··· Data section ···

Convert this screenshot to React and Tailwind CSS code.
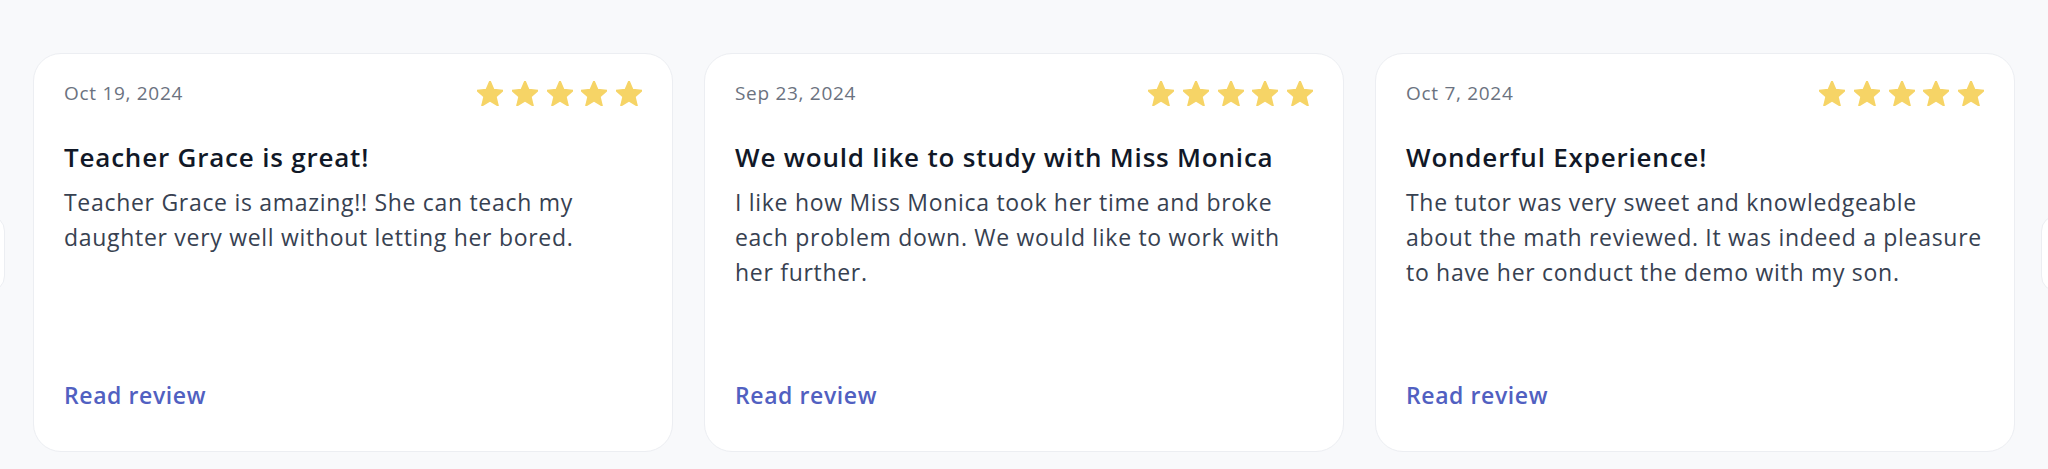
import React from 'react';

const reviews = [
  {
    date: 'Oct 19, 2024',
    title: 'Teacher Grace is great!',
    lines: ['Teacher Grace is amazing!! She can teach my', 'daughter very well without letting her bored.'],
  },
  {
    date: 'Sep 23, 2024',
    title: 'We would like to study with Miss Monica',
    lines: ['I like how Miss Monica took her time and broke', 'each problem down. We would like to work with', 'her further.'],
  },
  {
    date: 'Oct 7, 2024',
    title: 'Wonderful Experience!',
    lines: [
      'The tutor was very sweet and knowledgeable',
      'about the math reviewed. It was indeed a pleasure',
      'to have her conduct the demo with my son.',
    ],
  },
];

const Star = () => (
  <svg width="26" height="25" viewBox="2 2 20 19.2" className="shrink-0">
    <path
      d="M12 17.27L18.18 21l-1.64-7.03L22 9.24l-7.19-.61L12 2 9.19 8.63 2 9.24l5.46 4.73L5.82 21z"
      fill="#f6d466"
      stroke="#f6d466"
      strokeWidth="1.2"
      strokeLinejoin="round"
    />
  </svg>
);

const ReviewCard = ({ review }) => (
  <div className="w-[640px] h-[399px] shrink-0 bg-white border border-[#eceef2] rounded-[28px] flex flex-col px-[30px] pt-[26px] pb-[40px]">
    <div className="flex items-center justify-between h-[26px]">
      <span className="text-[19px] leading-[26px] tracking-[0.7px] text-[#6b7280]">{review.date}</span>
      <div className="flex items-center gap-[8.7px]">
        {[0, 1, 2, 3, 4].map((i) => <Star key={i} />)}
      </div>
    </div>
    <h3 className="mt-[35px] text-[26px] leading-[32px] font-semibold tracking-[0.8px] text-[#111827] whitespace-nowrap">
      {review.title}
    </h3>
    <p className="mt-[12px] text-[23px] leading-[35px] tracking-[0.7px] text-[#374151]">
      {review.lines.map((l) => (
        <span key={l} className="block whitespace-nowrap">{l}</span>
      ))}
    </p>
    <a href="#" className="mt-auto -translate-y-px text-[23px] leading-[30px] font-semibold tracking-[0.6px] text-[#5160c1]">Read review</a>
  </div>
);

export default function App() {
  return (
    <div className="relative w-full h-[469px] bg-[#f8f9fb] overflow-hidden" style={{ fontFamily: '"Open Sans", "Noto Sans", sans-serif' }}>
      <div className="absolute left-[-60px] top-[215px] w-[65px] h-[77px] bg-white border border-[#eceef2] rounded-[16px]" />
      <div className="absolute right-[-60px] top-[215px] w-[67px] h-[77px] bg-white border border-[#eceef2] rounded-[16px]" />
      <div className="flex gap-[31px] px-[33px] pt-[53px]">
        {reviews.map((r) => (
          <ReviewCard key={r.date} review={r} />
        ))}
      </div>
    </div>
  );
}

···

* [Written exercise] Every line of the data above should be quoted exactly. Omit the pictures.

* [Output of the task]
Convert this screenshot to React and Tailwind CSS code.
import React from 'react';

const reviews = [
  {
    date: 'Oct 19, 2024',
    title: 'Teacher Grace is great!',
    lines: ['Teacher Grace is amazing!! She can teach my', 'daughter very well without letting her bored.'],
  },
  {
    date: 'Sep 23, 2024',
    title: 'We would like to study with Miss Monica',
    lines: ['I like how Miss Monica took her time and broke', 'each problem down. We would like to work with', 'her further.'],
  },
  {
    date: 'Oct 7, 2024',
    title: 'Wonderful Experience!',
    lines: [
      'The tutor was very sweet and knowledgeable',
      'about the math reviewed. It was indeed a pleasure',
      'to have her conduct the demo with my son.',
    ],
  },
];

const Star = () => (
  <svg width="26" height="25" viewBox="2 2 20 19.2" className="shrink-0">
    <path
      d="M12 17.27L18.18 21l-1.64-7.03L22 9.24l-7.19-.61L12 2 9.19 8.63 2 9.24l5.46 4.73L5.82 21z"
      fill="#f6d466"
      stroke="#f6d466"
      strokeWidth="1.2"
      strokeLinejoin="round"
    />
  </svg>
);

const ReviewCard = ({ review }) => (
  <div className="w-[640px] h-[399px] shrink-0 bg-white border border-[#eceef2] rounded-[28px] flex flex-col px-[30px] pt-[26px] pb-[40px]">
    <div className="flex items-center justify-between h-[26px]">
      <span className="text-[19px] leading-[26px] tracking-[0.7px] text-[#6b7280]">{review.date}</span>
      <div className="flex items-center gap-[8.7px]">
        {[0, 1, 2, 3, 4].map((i) => <Star key={i} />)}
      </div>
    </div>
    <h3 className="mt-[35px] text-[26px] leading-[32px] font-semibold tracking-[0.8px] text-[#111827] whitespace-nowrap">
      {review.title}
    </h3>
    <p className="mt-[12px] text-[23px] leading-[35px] tracking-[0.7px] text-[#374151]">
      {review.lines.map((l) => (
        <span key={l} className="block whitespace-nowrap">{l}</span>
      ))}
    </p>
    <a href="#" className="mt-auto -translate-y-px text-[23px] leading-[30px] font-semibold tracking-[0.6px] text-[#5160c1]">Read review</a>
  </div>
);

export default function App() {
  return (
    <div className="relative w-full h-[469px] bg-[#f8f9fb] overflow-hidden" style={{ fontFamily: '"Open Sans", "Noto Sans", sans-serif' }}>
      <div className="absolute left-[-60px] top-[215px] w-[65px] h-[77px] bg-white border border-[#eceef2] rounded-[16px]" />
      <div className="absolute right-[-60px] top-[215px] w-[67px] h-[77px] bg-white border border-[#eceef2] rounded-[16px]" />
      <div className="flex gap-[31px] px-[33px] pt-[53px]">
        {reviews.map((r) => (
          <ReviewCard key={r.date} review={r} />
        ))}
      </div>
    </div>
  );
}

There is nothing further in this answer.